Open adoption laws originated roughly a decade ago and have seen a growing trend. The number of these statutes has roughly doubled in the last five years and more are undoubtedly on their way. These laws are not designed solely for relative caregivers, but they can suit the needs of these families well. The enforceable contract can make birth parents more comfortable with the adoption since it provides for ongoing visitation, contact with the child or at the very least updates, such as yearly photos. Birth parents remain, in a sense, part of the family.
Finally, please note that the summaries of the laws and legislation in this analysis are based on the research conducted for this website and available for all users in the state law and legislation database. That database, as well as the other information on this website, is an ongoing project. If we have omitted any relevant information from this analysis or if you have any other comments or suggestions, please contact its author: Ana Beltran, Special Advisor, Generations United, at abeltran@gu.org.
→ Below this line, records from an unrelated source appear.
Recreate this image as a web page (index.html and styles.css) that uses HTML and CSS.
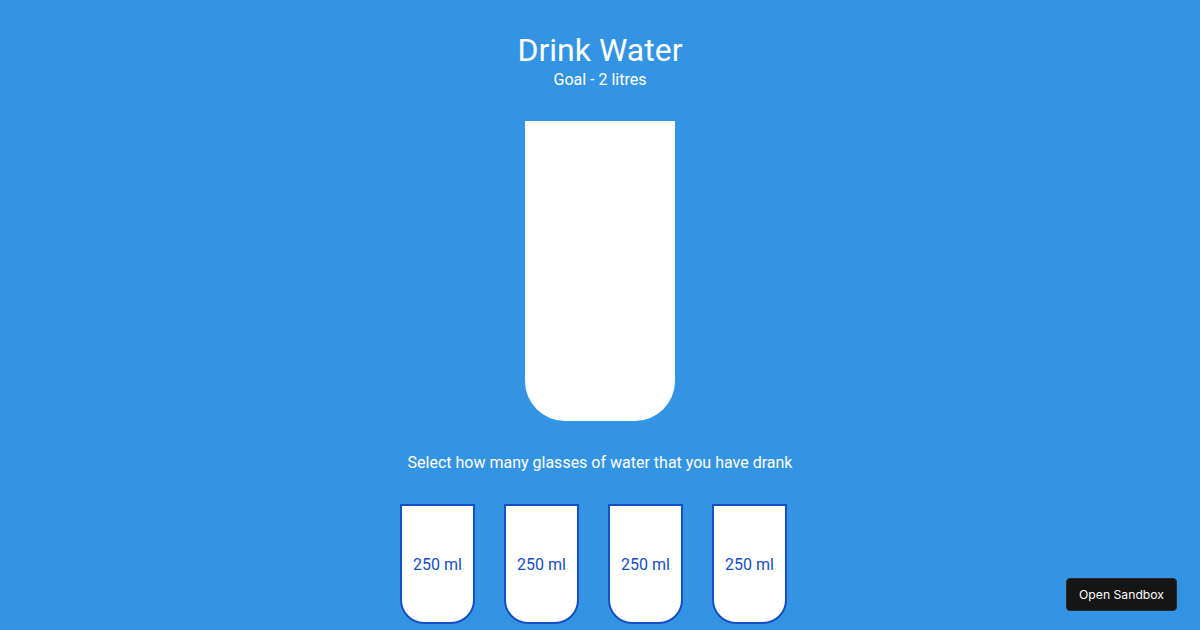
FILE: index.html
```html
<!DOCTYPE html>
<html lang="en">
<head>
<meta charset="UTF-8">
<title>Drink Water</title>
<link rel="stylesheet" href="styles.css">
</head>
<body>
  <main class="app">
    <h1 class="title">Drink Water</h1>
    <h3 class="goal">Goal - 2 litres</h3>
    <div class="cup"></div>
    <p class="text">Select how many glasses of water that you have drank</p>
    <div class="cups">
      <div class="cup-small">250 ml</div>
      <div class="cup-small">250 ml</div>
      <div class="cup-small">250 ml</div>
      <div class="cup-small">250 ml</div>
    </div>
  </main>
  <a class="sandbox" href="#">Open Sandbox</a>
</body>
</html>
```
FILE: styles.css
```css
* { box-sizing: border-box; }
html, body {
  margin: 0;
  height: 100%;
  overflow: hidden;
}
body {
  background: #3494e4;
  color: #fff;
  font-family: Roboto, "Liberation Sans", sans-serif;
}
.app {
  display: flex;
  flex-direction: column;
  align-items: center;
}
.title {
  margin: 31px 0 0;
  font-size: 32px;
  font-weight: 400;
  line-height: 38px;
}
.goal {
  margin: 1px 0 0;
  font-size: 16px;
  font-weight: 400;
  line-height: 19px;
}
.cup {
  margin-top: 32px;
  width: 150px;
  height: 300px;
  background: #fff;
  border-radius: 0 0 40px 40px;
}
.text {
  margin: 32px 0 0;
  font-size: 16px;
  line-height: 19px;
}
.cups {
  margin-top: 32px;
  display: flex;
  gap: 29px;
  padding-right: 13px;
}
.cup-small {
  width: 75px;
  height: 120px;
  background: #fff;
  border: 2px solid #144fc6;
  border-radius: 0 0 24px 24px;
  color: #144fc6;
  font-size: 16px;
  display: flex;
  align-items: center;
  justify-content: center;
}
.sandbox {
  position: fixed;
  right: 23px;
  bottom: 19px;
  width: 111px;
  height: 33px;
  display: flex;
  align-items: center;
  justify-content: center;
  background: #151515;
  border: 1px solid #2a2a2a;
  border-radius: 4px;
  color: #fff;
  font-family: Inter, "Liberation Sans", sans-serif;
  font-size: 12.2px;
  text-decoration: none;
}
```
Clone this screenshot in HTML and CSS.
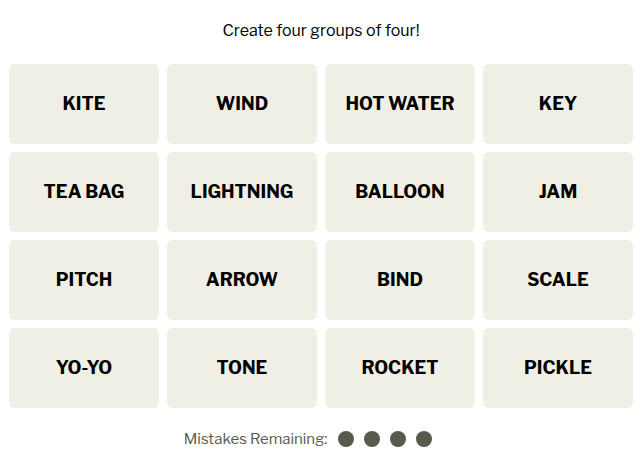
FILE: index.html
```html
<!DOCTYPE html>
<html>
<head>
<meta charset="utf-8">
<link rel="stylesheet" href="styles.css">
</head>
<body>
<div class="game">
  <p class="title">Create four groups of four!</p>
  <div class="grid">
    <div class="tile">KITE</div>
    <div class="tile">WIND</div>
    <div class="tile">HOT WATER</div>
    <div class="tile">KEY</div>
    <div class="tile">TEA BAG</div>
    <div class="tile">LIGHTNING</div>
    <div class="tile">BALLOON</div>
    <div class="tile">JAM</div>
    <div class="tile">PITCH</div>
    <div class="tile">ARROW</div>
    <div class="tile">BIND</div>
    <div class="tile">SCALE</div>
    <div class="tile">YO-YO</div>
    <div class="tile">TONE</div>
    <div class="tile">ROCKET</div>
    <div class="tile">PICKLE</div>
  </div>
  <div class="mistakes">
    <span class="label">Mistakes Remaining:</span>
    <span class="dots"><span class="dot"></span><span class="dot"></span><span class="dot"></span><span class="dot"></span></span>
  </div>
</div>
</body>
</html>
```
FILE: styles.css
```css
html, body {
  margin: 0;
  padding: 0;
  background: #fff;
}
.game {
  padding: 0 9px;
  font-family: "Libre Franklin", Roboto, "Liberation Sans", sans-serif;
  color: #000;
}
.title {
  margin: 0;
  padding-top: 20px;
  height: 64px;
  box-sizing: border-box;
  text-align: center;
  font-size: 16px;
  line-height: 22px;
  font-weight: 400;
}
.grid {
  display: grid;
  grid-template-columns: repeat(4, 150px);
  grid-auto-rows: 80px;
  gap: 8px;
}
.tile {
  background: #efefe6;
  border-radius: 6px;
  display: flex;
  align-items: center;
  justify-content: center;
  padding-bottom: 2px;
  box-sizing: border-box;
  font-weight: 700;
  font-size: 18px;
  color: #000;
}
.mistakes {
  display: flex;
  align-items: center;
  justify-content: center;
  gap: 11px;
  height: 22px;
  margin-top: 20px;
  padding-right: 26px;
  font-size: 15px;
  color: #5a594e;
}
.dots {
  display: flex;
  gap: 10px;
}
.dot {
  width: 16px;
  height: 16px;
  border-radius: 50%;
  background: #5a594e;
}
```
[1] The federal Title IV-E program is open to those adoptive children who meet Aid to Families of Dependent Children (AFDC) criteria; receive Supplemental Security Income (SSI); are babies born to minor parents who are in foster care; and children who received Title IV-E Adoption Assistance in a previous adoption, but whose original adoption was dissolved or the adoptive parents died. Children who do not gain eligibility through one of these methods may be non Title IV-E-eligible and receive a state subsidy financed with state or local funds (i.e., without federal reimbursement). The benefits provided under state programs are often—but not always—similar to benefits provided using federal funds.
[2] 42 U.S.C. section 673(c).
[3] Alaska Stat. section 25.23.130.
[4] Ark. Code Ann. section 9-9-215.
[5] 20 Ill. Comp. Stat. 505/7.5.
[6] N.D. Cent. Code section 14-15.1-05.
[7] Schwartz, M. (1996). Reinventing Guardianship: Subsidized Guardianship, Foster Care, and Child Welfare, Review of Law & Social Change, 12,441-82.